Tally the lines that hold the word "recreates" and reply with that figure only.

▸ Records for processing
- - -

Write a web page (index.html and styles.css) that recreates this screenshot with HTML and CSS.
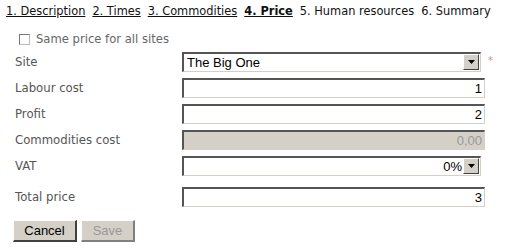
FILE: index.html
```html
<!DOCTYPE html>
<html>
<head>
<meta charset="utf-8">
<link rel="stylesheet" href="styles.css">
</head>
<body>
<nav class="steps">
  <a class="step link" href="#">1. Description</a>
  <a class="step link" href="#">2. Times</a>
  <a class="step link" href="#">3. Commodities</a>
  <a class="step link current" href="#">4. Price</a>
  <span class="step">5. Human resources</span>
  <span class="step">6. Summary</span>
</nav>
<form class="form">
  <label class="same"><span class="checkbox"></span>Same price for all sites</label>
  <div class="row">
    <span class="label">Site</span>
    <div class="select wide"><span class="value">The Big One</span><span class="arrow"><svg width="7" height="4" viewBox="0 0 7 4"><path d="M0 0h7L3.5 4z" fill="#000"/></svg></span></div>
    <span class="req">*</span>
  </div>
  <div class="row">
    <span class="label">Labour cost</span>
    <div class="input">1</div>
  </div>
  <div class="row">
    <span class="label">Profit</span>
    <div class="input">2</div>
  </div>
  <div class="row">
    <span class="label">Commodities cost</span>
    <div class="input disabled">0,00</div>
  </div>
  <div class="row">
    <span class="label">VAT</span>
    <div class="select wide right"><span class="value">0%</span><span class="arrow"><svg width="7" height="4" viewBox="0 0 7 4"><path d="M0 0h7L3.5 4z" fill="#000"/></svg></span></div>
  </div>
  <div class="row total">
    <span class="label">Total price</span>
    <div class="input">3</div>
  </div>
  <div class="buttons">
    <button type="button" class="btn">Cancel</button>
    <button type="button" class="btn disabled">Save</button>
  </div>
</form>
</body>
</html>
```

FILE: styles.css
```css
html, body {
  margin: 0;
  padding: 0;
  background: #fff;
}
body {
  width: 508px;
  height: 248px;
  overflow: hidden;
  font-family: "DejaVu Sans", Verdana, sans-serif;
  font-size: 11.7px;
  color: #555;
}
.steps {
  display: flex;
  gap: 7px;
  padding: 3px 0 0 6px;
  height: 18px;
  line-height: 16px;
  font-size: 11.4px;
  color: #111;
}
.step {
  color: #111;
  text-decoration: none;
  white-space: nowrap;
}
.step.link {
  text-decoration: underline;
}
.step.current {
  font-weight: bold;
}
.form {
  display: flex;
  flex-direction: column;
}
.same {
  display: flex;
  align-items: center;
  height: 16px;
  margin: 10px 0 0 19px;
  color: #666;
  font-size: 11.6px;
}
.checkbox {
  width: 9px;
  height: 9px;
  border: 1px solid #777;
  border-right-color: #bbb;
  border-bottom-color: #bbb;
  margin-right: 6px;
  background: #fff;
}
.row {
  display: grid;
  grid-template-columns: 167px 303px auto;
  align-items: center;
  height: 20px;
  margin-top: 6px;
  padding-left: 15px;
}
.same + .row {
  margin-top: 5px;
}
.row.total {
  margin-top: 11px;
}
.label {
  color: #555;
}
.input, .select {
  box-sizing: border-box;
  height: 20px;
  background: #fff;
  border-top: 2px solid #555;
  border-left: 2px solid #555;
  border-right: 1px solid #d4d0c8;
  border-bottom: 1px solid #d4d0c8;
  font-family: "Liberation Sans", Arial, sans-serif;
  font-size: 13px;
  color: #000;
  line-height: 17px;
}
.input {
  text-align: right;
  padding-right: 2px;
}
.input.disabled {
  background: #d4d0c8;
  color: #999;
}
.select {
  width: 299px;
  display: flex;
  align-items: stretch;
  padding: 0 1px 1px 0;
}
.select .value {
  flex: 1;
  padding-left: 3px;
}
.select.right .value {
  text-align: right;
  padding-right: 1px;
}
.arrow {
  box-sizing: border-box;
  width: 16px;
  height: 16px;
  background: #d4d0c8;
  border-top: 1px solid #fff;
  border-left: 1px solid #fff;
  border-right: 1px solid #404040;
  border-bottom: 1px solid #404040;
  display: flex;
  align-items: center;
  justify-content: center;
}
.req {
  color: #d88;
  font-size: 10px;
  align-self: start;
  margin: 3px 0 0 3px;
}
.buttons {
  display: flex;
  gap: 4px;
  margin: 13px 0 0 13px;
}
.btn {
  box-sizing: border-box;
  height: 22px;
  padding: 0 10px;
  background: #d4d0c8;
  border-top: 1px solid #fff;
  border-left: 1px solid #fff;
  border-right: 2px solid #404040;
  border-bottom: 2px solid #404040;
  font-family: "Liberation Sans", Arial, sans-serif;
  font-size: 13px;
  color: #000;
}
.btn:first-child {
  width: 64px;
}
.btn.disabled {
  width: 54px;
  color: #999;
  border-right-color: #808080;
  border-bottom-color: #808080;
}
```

- - -

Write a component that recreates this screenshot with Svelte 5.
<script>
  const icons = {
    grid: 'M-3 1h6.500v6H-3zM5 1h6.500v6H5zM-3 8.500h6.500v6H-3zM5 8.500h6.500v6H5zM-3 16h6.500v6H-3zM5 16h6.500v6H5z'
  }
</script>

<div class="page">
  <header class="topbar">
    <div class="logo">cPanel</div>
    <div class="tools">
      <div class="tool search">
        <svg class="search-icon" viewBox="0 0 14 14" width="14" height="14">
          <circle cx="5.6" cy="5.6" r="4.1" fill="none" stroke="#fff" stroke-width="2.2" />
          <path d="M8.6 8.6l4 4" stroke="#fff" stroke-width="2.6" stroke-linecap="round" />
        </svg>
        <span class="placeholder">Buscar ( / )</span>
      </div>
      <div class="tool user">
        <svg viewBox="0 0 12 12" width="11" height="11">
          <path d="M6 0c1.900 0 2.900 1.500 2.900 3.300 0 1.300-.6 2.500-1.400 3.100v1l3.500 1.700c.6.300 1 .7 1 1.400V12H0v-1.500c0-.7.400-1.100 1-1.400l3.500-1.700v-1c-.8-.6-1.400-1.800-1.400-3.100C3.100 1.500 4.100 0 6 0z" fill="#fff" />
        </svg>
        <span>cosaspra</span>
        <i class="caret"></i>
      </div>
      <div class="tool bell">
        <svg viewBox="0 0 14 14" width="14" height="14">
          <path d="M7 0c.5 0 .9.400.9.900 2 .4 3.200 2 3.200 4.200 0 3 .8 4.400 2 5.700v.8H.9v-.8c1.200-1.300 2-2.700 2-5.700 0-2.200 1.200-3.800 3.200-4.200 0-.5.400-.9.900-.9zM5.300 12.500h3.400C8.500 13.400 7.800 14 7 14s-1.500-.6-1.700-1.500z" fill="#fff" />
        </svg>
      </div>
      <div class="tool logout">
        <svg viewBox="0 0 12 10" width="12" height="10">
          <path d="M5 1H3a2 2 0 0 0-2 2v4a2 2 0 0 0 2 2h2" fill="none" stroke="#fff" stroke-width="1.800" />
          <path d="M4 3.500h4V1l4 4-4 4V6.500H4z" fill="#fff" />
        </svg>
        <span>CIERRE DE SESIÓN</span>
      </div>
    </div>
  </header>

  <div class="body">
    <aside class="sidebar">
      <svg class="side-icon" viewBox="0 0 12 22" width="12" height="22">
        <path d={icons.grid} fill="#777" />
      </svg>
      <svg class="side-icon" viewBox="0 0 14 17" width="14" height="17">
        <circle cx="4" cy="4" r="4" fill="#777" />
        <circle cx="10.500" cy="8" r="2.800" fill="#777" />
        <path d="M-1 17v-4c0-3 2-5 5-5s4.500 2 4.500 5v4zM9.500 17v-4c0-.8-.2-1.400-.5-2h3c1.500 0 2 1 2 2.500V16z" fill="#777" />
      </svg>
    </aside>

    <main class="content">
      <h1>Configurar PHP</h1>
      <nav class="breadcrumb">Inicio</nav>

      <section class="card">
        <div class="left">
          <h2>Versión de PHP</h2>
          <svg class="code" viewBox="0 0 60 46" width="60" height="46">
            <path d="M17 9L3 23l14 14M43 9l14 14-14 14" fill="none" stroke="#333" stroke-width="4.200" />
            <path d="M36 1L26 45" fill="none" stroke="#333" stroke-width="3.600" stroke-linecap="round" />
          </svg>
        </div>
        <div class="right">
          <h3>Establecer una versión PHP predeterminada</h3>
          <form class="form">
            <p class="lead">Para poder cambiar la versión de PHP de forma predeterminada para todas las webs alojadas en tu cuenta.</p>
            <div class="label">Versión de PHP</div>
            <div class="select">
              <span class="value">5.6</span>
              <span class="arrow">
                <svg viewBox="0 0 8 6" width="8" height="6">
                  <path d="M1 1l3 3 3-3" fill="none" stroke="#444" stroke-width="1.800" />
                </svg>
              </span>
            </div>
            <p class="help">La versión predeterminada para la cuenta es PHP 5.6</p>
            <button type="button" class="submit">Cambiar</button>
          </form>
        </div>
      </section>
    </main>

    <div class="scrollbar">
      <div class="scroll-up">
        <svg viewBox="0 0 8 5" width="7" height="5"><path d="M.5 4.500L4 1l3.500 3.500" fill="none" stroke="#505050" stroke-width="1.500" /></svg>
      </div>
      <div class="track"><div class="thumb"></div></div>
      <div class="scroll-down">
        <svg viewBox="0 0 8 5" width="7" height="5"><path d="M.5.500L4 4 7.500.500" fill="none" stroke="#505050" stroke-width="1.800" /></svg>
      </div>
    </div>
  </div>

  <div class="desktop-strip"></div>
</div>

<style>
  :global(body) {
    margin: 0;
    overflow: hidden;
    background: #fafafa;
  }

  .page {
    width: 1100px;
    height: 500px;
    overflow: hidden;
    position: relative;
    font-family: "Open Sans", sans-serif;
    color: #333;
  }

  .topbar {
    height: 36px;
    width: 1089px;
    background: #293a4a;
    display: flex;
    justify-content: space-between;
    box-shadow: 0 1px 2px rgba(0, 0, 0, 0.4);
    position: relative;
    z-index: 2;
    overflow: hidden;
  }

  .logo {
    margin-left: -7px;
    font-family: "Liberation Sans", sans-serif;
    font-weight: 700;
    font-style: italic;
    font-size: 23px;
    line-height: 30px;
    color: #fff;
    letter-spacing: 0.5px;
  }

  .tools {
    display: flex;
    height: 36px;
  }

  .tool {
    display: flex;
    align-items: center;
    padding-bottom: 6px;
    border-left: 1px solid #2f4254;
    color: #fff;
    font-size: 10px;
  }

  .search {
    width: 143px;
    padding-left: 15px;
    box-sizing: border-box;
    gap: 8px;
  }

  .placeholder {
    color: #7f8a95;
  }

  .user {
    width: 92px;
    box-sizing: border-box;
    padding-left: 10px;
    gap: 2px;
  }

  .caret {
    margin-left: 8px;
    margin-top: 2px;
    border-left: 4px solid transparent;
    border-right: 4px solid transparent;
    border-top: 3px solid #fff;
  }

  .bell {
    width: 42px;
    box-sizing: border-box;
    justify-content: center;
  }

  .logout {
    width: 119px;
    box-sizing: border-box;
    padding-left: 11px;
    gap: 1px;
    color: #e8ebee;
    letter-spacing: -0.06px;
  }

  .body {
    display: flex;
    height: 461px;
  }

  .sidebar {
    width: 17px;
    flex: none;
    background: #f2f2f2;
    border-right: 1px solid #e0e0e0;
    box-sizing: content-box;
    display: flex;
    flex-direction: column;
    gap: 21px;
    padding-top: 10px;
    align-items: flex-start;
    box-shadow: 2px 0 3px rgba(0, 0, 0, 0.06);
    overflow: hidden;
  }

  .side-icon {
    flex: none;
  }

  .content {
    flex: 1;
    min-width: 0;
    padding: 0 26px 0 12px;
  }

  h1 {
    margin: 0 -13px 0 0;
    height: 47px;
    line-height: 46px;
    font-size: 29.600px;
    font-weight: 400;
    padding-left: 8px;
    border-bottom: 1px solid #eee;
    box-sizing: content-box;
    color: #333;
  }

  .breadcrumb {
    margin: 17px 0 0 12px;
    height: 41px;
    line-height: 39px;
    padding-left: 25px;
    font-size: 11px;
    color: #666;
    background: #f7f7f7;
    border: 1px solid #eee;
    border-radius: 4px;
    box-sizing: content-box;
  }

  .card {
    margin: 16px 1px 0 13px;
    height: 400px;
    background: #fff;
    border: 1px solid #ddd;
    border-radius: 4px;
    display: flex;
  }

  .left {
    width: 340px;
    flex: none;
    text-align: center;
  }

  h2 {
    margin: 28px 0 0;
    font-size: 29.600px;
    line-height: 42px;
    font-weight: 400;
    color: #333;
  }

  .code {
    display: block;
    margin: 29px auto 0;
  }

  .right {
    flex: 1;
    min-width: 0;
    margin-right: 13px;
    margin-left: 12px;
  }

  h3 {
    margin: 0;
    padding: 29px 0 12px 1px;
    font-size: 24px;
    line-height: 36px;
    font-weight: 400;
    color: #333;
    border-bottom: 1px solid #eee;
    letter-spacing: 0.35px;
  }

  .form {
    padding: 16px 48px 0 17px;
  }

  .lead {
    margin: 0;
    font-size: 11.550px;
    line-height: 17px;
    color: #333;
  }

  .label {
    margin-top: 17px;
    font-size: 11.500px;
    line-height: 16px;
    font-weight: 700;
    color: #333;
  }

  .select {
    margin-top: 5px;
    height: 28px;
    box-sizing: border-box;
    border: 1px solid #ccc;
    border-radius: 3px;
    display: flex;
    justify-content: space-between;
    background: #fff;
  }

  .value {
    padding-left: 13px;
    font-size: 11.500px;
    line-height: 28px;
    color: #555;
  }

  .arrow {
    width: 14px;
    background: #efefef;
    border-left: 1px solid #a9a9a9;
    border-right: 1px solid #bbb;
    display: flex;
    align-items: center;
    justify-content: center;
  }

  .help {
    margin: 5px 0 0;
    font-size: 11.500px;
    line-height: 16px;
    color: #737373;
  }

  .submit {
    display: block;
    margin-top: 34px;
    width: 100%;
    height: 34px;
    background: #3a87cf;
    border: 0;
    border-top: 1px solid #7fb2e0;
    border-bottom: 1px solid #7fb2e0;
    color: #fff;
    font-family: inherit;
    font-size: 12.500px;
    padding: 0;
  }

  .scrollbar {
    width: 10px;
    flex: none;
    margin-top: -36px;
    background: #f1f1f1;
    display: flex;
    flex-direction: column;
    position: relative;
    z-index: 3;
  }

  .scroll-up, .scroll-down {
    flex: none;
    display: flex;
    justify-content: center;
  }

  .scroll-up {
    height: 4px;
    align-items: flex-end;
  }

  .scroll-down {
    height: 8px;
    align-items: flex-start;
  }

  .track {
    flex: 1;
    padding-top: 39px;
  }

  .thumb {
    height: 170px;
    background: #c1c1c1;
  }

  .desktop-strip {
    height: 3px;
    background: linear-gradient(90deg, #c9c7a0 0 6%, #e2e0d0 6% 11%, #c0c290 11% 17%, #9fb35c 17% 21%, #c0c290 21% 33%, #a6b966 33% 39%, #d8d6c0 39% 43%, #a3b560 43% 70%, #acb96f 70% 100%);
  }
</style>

- - -

▸ Output below
2